## WHAT THE EXERCISE ASKS
Copy out each line below exactly as it appears.

## STORED DATA
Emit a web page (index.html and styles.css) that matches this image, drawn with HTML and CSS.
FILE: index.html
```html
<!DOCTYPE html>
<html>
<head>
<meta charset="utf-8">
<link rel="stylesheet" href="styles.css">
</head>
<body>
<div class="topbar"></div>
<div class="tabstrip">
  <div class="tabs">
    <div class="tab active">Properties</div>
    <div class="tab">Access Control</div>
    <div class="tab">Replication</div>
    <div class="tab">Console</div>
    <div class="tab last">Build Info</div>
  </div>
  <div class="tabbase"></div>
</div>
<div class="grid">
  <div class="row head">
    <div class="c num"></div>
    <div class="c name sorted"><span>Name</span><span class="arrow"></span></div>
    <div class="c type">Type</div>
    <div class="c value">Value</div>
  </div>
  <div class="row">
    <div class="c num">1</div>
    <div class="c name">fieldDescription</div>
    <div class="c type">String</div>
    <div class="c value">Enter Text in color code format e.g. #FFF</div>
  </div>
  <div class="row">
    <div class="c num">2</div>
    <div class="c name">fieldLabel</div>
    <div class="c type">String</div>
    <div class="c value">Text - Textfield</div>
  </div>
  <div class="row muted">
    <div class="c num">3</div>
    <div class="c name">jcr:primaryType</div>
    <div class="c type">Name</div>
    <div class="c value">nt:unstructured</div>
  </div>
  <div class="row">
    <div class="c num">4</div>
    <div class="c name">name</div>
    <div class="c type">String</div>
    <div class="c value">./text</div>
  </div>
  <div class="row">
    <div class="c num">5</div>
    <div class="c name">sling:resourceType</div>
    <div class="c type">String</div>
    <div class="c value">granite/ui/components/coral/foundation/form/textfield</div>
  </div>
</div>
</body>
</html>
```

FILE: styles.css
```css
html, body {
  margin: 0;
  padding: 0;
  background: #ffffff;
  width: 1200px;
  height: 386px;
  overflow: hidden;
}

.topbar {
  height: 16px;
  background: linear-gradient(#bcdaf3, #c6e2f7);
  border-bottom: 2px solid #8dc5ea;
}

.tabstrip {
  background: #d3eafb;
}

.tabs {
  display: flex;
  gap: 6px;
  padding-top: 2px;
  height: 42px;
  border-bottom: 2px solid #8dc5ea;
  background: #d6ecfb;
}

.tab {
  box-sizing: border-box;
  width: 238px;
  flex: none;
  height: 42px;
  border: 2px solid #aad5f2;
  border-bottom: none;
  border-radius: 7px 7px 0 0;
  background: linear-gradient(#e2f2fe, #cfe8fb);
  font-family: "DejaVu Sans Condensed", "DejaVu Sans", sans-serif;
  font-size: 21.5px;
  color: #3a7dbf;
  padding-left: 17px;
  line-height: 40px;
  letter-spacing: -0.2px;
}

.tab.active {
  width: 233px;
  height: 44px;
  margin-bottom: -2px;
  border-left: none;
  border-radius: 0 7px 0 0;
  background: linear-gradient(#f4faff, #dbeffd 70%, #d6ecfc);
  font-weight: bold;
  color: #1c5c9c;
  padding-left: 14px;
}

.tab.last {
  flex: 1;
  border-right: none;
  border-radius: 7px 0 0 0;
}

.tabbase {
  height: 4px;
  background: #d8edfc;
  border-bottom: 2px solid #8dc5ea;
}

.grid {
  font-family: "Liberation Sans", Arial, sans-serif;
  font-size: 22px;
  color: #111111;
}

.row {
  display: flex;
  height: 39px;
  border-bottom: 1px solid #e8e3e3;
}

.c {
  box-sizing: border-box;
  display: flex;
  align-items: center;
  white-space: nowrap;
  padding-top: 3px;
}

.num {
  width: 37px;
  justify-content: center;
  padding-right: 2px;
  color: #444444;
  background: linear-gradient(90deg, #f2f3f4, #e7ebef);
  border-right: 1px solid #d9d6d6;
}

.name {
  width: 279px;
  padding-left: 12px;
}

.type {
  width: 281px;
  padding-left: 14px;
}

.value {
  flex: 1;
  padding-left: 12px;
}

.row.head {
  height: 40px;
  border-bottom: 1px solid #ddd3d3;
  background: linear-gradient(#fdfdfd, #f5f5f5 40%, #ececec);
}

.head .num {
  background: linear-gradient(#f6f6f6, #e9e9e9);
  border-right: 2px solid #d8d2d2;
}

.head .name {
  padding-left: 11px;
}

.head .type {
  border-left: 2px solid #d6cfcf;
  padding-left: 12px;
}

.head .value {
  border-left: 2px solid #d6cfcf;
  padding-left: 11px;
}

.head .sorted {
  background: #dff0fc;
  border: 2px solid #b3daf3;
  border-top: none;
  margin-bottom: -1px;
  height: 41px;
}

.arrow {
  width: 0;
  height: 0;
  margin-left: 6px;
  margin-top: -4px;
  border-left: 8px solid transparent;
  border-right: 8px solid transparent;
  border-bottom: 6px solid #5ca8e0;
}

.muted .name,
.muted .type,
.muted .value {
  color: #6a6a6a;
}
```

## SOLVED PROBLEM
Emit a web page (index.html and styles.css) that matches this image, drawn with HTML and CSS.
FILE: index.html
```html
<!DOCTYPE html>
<html>
<head>
<meta charset="utf-8">
<link rel="stylesheet" href="styles.css">
</head>
<body>
<div class="topbar"></div>
<div class="tabstrip">
  <div class="tabs">
    <div class="tab active">Properties</div>
    <div class="tab">Access Control</div>
    <div class="tab">Replication</div>
    <div class="tab">Console</div>
    <div class="tab last">Build Info</div>
  </div>
  <div class="tabbase"></div>
</div>
<div class="grid">
  <div class="row head">
    <div class="c num"></div>
    <div class="c name sorted"><span>Name</span><span class="arrow"></span></div>
    <div class="c type">Type</div>
    <div class="c value">Value</div>
  </div>
  <div class="row">
    <div class="c num">1</div>
    <div class="c name">fieldDescription</div>
    <div class="c type">String</div>
    <div class="c value">Enter Text in color code format e.g. #FFF</div>
  </div>
  <div class="row">
    <div class="c num">2</div>
    <div class="c name">fieldLabel</div>
    <div class="c type">String</div>
    <div class="c value">Text - Textfield</div>
  </div>
  <div class="row muted">
    <div class="c num">3</div>
    <div class="c name">jcr:primaryType</div>
    <div class="c type">Name</div>
    <div class="c value">nt:unstructured</div>
  </div>
  <div class="row">
    <div class="c num">4</div>
    <div class="c name">name</div>
    <div class="c type">String</div>
    <div class="c value">./text</div>
  </div>
  <div class="row">
    <div class="c num">5</div>
    <div class="c name">sling:resourceType</div>
    <div class="c type">String</div>
    <div class="c value">granite/ui/components/coral/foundation/form/textfield</div>
  </div>
</div>
</body>
</html>
```

FILE: styles.css
```css
html, body {
  margin: 0;
  padding: 0;
  background: #ffffff;
  width: 1200px;
  height: 386px;
  overflow: hidden;
}

.topbar {
  height: 16px;
  background: linear-gradient(#bcdaf3, #c6e2f7);
  border-bottom: 2px solid #8dc5ea;
}

.tabstrip {
  background: #d3eafb;
}

.tabs {
  display: flex;
  gap: 6px;
  padding-top: 2px;
  height: 42px;
  border-bottom: 2px solid #8dc5ea;
  background: #d6ecfb;
}

.tab {
  box-sizing: border-box;
  width: 238px;
  flex: none;
  height: 42px;
  border: 2px solid #aad5f2;
  border-bottom: none;
  border-radius: 7px 7px 0 0;
  background: linear-gradient(#e2f2fe, #cfe8fb);
  font-family: "DejaVu Sans Condensed", "DejaVu Sans", sans-serif;
  font-size: 21.5px;
  color: #3a7dbf;
  padding-left: 17px;
  line-height: 40px;
  letter-spacing: -0.2px;
}

.tab.active {
  width: 233px;
  height: 44px;
  margin-bottom: -2px;
  border-left: none;
  border-radius: 0 7px 0 0;
  background: linear-gradient(#f4faff, #dbeffd 70%, #d6ecfc);
  font-weight: bold;
  color: #1c5c9c;
  padding-left: 14px;
}

.tab.last {
  flex: 1;
  border-right: none;
  border-radius: 7px 0 0 0;
}

.tabbase {
  height: 4px;
  background: #d8edfc;
  border-bottom: 2px solid #8dc5ea;
}

.grid {
  font-family: "Liberation Sans", Arial, sans-serif;
  font-size: 22px;
  color: #111111;
}

.row {
  display: flex;
  height: 39px;
  border-bottom: 1px solid #e8e3e3;
}

.c {
  box-sizing: border-box;
  display: flex;
  align-items: center;
  white-space: nowrap;
  padding-top: 3px;
}

.num {
  width: 37px;
  justify-content: center;
  padding-right: 2px;
  color: #444444;
  background: linear-gradient(90deg, #f2f3f4, #e7ebef);
  border-right: 1px solid #d9d6d6;
}

.name {
  width: 279px;
  padding-left: 12px;
}

.type {
  width: 281px;
  padding-left: 14px;
}

.value {
  flex: 1;
  padding-left: 12px;
}

.row.head {
  height: 40px;
  border-bottom: 1px solid #ddd3d3;
  background: linear-gradient(#fdfdfd, #f5f5f5 40%, #ececec);
}

.head .num {
  background: linear-gradient(#f6f6f6, #e9e9e9);
  border-right: 2px solid #d8d2d2;
}

.head .name {
  padding-left: 11px;
}

.head .type {
  border-left: 2px solid #d6cfcf;
  padding-left: 12px;
}

.head .value {
  border-left: 2px solid #d6cfcf;
  padding-left: 11px;
}

.head .sorted {
  background: #dff0fc;
  border: 2px solid #b3daf3;
  border-top: none;
  margin-bottom: -1px;
  height: 41px;
}

.arrow {
  width: 0;
  height: 0;
  margin-left: 6px;
  margin-top: -4px;
  border-left: 8px solid transparent;
  border-right: 8px solid transparent;
  border-bottom: 6px solid #5ca8e0;
}

.muted .name,
.muted .type,
.muted .value {
  color: #6a6a6a;
}
```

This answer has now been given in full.